Other top priorities include expanding the role of the lieutenant governor, deJongh said. "We want to do more, so that Greg [Francis] will truly be the No. 2 person in the territory," he added.
Francis said he did not intend "to be a lieutenant governor sitting behind a desk waiting for complaints."
"I'm a man of action, not a man of talk," he said.
Both deJongh and Francis also fielded questions relating to the much-discussed government takeover of Vitelco and reforms to the Government Employees Retirement System. "When it comes to those issues, I can't say that I know much about the state of affairs," deJongh said. "During the transition period, Greg and I are going to gather all the facts on the matters and come to a decision that's in the best interest of the territory."
DeJongh added that he would be asking for input from the new Legislature, working with all 15 senators regardless of whether there is a Democratic or coalition majority. "The Legislature is going to organize, and I respect that they're going to organize," he said. "And I'll be able to work with everyone, no matter what happens."
No announcement was made, however, on the makeup of the new administration's cabinet, or candidates for heads of government agencies, departments or boards and commissions.
"I will be announcing the members of our transition committee early next week, though," deJongh said, adding the both he and Francis will be meeting with members of the current administration to "discuss the issues" and get a handle on the "territory's state of affairs."
On the topic of appointing individuals to government boards and commissions, deJongh added that he would be taking suggestions from public officials and community members. "There are people we may want on boards and commissions who I don't know, or who Greg doesn't know," he said. "But we will be getting input from the community, and from the senators to see if they have any suggestions."
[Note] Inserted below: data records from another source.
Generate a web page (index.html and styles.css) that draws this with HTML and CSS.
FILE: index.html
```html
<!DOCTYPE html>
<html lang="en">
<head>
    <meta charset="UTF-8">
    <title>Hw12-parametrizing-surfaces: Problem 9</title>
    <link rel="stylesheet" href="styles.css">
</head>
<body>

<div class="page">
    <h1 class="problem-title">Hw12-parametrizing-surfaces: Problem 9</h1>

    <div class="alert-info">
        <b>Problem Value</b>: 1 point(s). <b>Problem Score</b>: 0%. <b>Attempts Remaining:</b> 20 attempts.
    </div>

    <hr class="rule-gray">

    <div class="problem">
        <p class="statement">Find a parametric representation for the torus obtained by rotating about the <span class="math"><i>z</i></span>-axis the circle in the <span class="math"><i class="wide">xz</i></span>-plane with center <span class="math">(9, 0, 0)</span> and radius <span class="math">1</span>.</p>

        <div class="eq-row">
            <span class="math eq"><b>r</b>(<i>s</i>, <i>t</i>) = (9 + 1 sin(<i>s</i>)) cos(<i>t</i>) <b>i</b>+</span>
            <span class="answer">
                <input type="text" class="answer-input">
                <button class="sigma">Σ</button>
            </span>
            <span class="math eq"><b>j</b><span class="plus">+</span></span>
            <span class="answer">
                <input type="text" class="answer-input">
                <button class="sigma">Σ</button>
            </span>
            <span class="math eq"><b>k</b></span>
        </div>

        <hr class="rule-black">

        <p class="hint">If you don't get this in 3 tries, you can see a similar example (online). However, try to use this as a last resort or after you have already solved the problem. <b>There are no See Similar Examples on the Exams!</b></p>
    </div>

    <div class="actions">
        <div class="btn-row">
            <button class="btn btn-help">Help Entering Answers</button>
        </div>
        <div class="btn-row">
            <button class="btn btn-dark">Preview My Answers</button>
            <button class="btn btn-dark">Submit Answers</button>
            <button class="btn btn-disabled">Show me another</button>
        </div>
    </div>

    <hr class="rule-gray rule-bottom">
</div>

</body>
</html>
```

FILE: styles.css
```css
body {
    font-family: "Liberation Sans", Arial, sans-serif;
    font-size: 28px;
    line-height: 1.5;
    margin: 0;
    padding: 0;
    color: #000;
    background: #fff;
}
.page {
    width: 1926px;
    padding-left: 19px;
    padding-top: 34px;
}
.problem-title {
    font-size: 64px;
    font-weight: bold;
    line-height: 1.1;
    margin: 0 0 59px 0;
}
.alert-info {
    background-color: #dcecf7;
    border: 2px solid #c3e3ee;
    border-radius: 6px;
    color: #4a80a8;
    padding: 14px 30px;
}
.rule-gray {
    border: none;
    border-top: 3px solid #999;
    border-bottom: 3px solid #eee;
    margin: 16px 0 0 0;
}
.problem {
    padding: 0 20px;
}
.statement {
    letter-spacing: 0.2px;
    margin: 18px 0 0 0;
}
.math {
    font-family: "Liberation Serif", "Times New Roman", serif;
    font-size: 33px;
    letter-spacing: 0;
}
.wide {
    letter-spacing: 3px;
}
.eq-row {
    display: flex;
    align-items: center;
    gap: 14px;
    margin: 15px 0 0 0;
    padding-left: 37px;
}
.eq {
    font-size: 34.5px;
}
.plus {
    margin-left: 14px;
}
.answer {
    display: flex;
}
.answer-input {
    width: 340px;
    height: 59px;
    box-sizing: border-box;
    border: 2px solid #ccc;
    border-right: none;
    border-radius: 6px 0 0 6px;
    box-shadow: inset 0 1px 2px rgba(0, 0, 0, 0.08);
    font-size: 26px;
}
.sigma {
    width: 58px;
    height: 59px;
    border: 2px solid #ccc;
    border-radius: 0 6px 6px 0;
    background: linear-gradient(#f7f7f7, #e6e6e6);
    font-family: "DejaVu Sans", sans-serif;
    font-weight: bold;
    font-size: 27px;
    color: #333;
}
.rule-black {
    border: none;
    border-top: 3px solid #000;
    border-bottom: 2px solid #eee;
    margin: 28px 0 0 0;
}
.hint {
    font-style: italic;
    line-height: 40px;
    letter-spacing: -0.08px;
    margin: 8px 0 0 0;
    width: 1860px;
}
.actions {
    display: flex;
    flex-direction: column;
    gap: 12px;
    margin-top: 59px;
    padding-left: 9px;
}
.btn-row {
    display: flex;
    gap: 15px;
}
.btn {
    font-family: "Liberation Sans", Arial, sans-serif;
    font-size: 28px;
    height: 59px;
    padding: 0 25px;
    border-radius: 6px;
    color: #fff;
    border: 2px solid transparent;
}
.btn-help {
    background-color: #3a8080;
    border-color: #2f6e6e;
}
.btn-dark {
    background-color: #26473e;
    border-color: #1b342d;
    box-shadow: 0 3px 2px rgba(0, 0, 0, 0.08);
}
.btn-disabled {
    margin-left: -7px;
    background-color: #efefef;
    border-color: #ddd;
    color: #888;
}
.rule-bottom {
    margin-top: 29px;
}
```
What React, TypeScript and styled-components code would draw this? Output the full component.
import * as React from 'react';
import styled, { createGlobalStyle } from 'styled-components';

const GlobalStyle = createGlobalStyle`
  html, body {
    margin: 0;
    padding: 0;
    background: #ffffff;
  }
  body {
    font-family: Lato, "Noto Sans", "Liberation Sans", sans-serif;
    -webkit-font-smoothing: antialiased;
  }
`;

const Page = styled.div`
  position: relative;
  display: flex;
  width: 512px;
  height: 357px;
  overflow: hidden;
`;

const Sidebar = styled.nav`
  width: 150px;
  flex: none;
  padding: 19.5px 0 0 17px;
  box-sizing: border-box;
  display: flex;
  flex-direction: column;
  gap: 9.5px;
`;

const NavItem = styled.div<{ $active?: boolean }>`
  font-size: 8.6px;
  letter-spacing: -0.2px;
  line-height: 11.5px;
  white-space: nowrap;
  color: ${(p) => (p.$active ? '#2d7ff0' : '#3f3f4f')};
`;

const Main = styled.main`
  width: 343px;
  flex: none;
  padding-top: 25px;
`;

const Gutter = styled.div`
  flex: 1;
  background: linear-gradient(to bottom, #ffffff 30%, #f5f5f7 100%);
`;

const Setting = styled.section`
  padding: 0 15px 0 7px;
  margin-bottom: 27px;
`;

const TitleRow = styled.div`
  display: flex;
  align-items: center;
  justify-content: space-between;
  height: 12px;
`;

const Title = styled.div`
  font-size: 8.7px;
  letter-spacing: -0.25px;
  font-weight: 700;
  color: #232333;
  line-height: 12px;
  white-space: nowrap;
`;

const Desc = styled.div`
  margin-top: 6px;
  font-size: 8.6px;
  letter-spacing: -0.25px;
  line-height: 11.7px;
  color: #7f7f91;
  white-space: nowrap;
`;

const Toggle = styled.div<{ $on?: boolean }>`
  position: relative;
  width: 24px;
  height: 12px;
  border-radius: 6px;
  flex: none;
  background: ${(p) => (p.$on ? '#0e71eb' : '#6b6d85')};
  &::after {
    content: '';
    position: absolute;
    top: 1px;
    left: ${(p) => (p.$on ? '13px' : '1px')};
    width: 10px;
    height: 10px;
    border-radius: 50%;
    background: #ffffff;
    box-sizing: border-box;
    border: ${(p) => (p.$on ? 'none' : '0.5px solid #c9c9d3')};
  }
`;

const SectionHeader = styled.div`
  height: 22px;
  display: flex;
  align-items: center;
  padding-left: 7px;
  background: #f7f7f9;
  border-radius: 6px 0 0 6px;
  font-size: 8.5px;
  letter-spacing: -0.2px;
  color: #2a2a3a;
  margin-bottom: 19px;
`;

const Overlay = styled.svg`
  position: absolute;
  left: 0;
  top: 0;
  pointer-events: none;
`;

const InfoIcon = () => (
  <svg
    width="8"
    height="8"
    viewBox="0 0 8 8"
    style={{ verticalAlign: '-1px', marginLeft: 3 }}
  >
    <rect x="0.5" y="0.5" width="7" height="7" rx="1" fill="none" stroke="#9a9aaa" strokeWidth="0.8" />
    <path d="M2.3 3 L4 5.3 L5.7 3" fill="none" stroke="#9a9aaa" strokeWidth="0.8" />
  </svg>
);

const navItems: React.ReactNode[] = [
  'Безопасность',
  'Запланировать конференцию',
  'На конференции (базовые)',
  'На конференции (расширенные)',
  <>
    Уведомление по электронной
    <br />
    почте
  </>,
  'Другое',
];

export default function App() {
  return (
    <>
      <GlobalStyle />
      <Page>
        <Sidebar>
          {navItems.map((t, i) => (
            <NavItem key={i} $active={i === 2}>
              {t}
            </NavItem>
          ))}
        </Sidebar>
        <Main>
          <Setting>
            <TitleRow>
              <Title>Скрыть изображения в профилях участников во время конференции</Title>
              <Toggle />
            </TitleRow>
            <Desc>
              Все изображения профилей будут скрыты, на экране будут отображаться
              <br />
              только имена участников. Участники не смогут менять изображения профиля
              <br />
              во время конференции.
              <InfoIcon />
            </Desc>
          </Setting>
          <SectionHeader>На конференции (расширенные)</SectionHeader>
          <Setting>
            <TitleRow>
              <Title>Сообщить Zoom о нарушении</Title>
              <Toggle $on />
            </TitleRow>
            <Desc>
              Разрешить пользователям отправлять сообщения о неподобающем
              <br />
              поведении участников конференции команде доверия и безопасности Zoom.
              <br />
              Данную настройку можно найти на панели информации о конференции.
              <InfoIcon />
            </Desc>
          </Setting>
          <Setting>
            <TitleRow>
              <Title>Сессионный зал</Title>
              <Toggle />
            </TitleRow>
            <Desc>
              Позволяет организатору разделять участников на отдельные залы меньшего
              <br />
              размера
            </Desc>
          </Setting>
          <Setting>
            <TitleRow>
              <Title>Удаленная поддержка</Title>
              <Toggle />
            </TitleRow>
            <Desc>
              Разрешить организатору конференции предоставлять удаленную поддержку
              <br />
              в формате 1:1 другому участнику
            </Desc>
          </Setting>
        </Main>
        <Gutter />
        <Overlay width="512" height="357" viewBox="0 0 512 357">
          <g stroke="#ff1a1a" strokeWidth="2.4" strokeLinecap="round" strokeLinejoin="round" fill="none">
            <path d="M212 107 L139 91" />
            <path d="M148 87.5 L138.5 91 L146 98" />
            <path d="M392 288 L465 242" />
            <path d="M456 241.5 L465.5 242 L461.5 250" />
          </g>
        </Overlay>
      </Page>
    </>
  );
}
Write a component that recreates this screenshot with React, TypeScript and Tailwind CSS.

DeJongh drew applause when he said he favored appointing private-sector individuals to serve on boards and commissions over government officials. He noted that an attorney general had more pressing things to do than to sit on a board discussing how many airline flights are coming into the territory.
"I know there are many pressing topics out there to be discussed," he added. "There are issues out there that people see, touch, feel everyday. The transition period will allow us to get up to date on what's going on so we can make the best decisions for the people. Today begins our service to you and the community."